## Directive
Restate the whole of the material. Keep every word, and drop the pictures.

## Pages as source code
□ □ □ □ □

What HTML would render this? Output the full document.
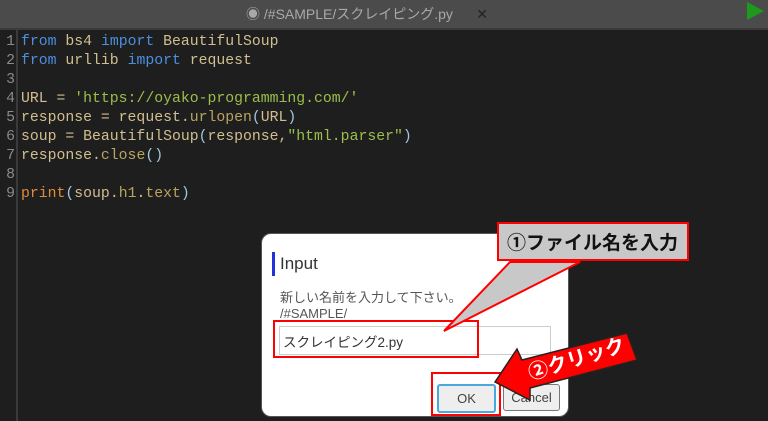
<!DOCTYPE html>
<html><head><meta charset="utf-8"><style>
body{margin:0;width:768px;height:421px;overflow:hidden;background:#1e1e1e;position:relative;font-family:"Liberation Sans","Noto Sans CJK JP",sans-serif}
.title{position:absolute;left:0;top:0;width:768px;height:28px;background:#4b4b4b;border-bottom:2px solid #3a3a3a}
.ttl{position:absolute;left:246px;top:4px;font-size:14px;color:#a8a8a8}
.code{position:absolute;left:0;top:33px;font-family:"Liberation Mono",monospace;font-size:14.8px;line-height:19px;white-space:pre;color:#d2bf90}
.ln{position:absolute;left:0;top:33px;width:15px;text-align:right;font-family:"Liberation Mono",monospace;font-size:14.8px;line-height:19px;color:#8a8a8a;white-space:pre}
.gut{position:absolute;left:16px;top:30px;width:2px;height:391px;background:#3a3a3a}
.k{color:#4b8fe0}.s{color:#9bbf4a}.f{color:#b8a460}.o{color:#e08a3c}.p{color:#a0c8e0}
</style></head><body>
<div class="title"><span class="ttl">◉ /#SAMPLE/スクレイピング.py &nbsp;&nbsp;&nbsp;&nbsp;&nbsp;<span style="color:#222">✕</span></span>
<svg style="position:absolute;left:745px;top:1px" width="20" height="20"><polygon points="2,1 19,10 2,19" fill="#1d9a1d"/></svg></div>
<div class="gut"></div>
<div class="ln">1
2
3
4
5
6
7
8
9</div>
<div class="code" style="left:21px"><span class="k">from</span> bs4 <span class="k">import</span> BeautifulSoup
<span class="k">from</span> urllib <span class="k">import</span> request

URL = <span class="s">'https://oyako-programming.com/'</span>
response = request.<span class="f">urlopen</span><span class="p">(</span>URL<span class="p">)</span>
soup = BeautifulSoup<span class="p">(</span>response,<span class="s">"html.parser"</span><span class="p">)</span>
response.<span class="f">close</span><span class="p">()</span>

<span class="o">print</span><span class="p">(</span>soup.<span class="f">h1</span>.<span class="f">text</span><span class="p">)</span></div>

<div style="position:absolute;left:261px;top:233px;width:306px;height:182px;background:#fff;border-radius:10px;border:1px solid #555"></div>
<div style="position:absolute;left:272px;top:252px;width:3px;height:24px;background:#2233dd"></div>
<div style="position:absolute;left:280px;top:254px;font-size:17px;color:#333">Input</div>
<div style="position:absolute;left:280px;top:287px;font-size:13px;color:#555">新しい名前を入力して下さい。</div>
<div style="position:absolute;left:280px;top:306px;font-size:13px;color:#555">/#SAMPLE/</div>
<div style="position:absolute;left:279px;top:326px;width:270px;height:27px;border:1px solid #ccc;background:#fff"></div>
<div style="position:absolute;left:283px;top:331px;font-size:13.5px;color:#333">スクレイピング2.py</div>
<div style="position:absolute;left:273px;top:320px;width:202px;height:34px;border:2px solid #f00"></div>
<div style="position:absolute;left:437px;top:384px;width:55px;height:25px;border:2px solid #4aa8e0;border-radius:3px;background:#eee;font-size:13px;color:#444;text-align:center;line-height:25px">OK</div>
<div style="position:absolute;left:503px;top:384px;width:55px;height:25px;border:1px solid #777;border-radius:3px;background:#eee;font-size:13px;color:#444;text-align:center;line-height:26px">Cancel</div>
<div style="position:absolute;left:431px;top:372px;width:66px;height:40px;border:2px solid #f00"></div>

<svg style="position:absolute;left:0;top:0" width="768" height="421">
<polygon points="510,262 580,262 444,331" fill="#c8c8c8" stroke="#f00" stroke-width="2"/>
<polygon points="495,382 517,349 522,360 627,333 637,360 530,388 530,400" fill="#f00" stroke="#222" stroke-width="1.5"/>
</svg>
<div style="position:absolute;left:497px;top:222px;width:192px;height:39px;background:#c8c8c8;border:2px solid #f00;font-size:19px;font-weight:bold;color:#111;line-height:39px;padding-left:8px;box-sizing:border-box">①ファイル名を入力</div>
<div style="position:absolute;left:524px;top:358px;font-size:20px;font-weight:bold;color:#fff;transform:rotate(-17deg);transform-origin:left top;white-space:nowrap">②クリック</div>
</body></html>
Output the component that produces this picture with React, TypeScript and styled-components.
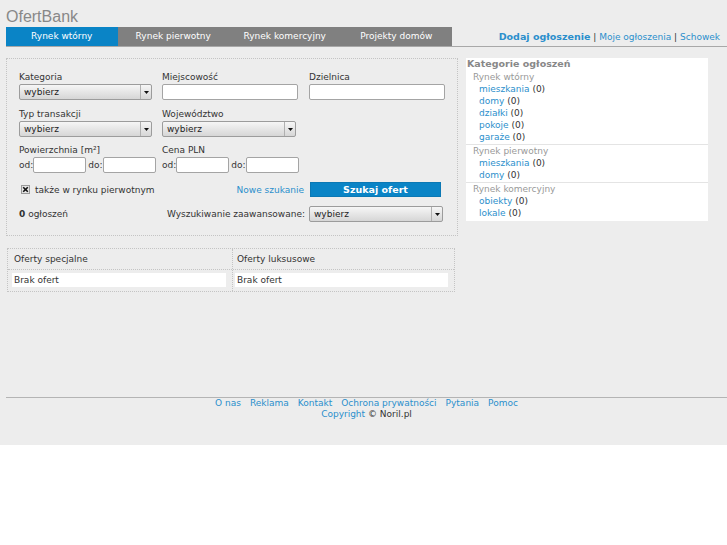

□ □ □ □ □

## Finished exercise
What HTML would render this? Output the full document.
<!DOCTYPE html>
<html><head><meta charset="utf-8"><style>
body{margin:0;width:768px;height:421px;overflow:hidden;background:#1e1e1e;position:relative;font-family:"Liberation Sans","Noto Sans CJK JP",sans-serif}
.title{position:absolute;left:0;top:0;width:768px;height:28px;background:#4b4b4b;border-bottom:2px solid #3a3a3a}
.ttl{position:absolute;left:246px;top:4px;font-size:14px;color:#a8a8a8}
.code{position:absolute;left:0;top:33px;font-family:"Liberation Mono",monospace;font-size:14.8px;line-height:19px;white-space:pre;color:#d2bf90}
.ln{position:absolute;left:0;top:33px;width:15px;text-align:right;font-family:"Liberation Mono",monospace;font-size:14.8px;line-height:19px;color:#8a8a8a;white-space:pre}
.gut{position:absolute;left:16px;top:30px;width:2px;height:391px;background:#3a3a3a}
.k{color:#4b8fe0}.s{color:#9bbf4a}.f{color:#b8a460}.o{color:#e08a3c}.p{color:#a0c8e0}
</style></head><body>
<div class="title"><span class="ttl">◉ /#SAMPLE/スクレイピング.py &nbsp;&nbsp;&nbsp;&nbsp;&nbsp;<span style="color:#222">✕</span></span>
<svg style="position:absolute;left:745px;top:1px" width="20" height="20"><polygon points="2,1 19,10 2,19" fill="#1d9a1d"/></svg></div>
<div class="gut"></div>
<div class="ln">1
2
3
4
5
6
7
8
9</div>
<div class="code" style="left:21px"><span class="k">from</span> bs4 <span class="k">import</span> BeautifulSoup
<span class="k">from</span> urllib <span class="k">import</span> request

URL = <span class="s">'https://oyako-programming.com/'</span>
response = request.<span class="f">urlopen</span><span class="p">(</span>URL<span class="p">)</span>
soup = BeautifulSoup<span class="p">(</span>response,<span class="s">"html.parser"</span><span class="p">)</span>
response.<span class="f">close</span><span class="p">()</span>

<span class="o">print</span><span class="p">(</span>soup.<span class="f">h1</span>.<span class="f">text</span><span class="p">)</span></div>

<div style="position:absolute;left:261px;top:233px;width:306px;height:182px;background:#fff;border-radius:10px;border:1px solid #555"></div>
<div style="position:absolute;left:272px;top:252px;width:3px;height:24px;background:#2233dd"></div>
<div style="position:absolute;left:280px;top:254px;font-size:17px;color:#333">Input</div>
<div style="position:absolute;left:280px;top:287px;font-size:13px;color:#555">新しい名前を入力して下さい。</div>
<div style="position:absolute;left:280px;top:306px;font-size:13px;color:#555">/#SAMPLE/</div>
<div style="position:absolute;left:279px;top:326px;width:270px;height:27px;border:1px solid #ccc;background:#fff"></div>
<div style="position:absolute;left:283px;top:331px;font-size:13.5px;color:#333">スクレイピング2.py</div>
<div style="position:absolute;left:273px;top:320px;width:202px;height:34px;border:2px solid #f00"></div>
<div style="position:absolute;left:437px;top:384px;width:55px;height:25px;border:2px solid #4aa8e0;border-radius:3px;background:#eee;font-size:13px;color:#444;text-align:center;line-height:25px">OK</div>
<div style="position:absolute;left:503px;top:384px;width:55px;height:25px;border:1px solid #777;border-radius:3px;background:#eee;font-size:13px;color:#444;text-align:center;line-height:26px">Cancel</div>
<div style="position:absolute;left:431px;top:372px;width:66px;height:40px;border:2px solid #f00"></div>

<svg style="position:absolute;left:0;top:0" width="768" height="421">
<polygon points="510,262 580,262 444,331" fill="#c8c8c8" stroke="#f00" stroke-width="2"/>
<polygon points="495,382 517,349 522,360 627,333 637,360 530,388 530,400" fill="#f00" stroke="#222" stroke-width="1.5"/>
</svg>
<div style="position:absolute;left:497px;top:222px;width:192px;height:39px;background:#c8c8c8;border:2px solid #f00;font-size:19px;font-weight:bold;color:#111;line-height:39px;padding-left:8px;box-sizing:border-box">①ファイル名を入力</div>
<div style="position:absolute;left:524px;top:358px;font-size:20px;font-weight:bold;color:#fff;transform:rotate(-17deg);transform-origin:left top;white-space:nowrap">②クリック</div>
</body></html>
Output the component that produces this picture with React, TypeScript and styled-components.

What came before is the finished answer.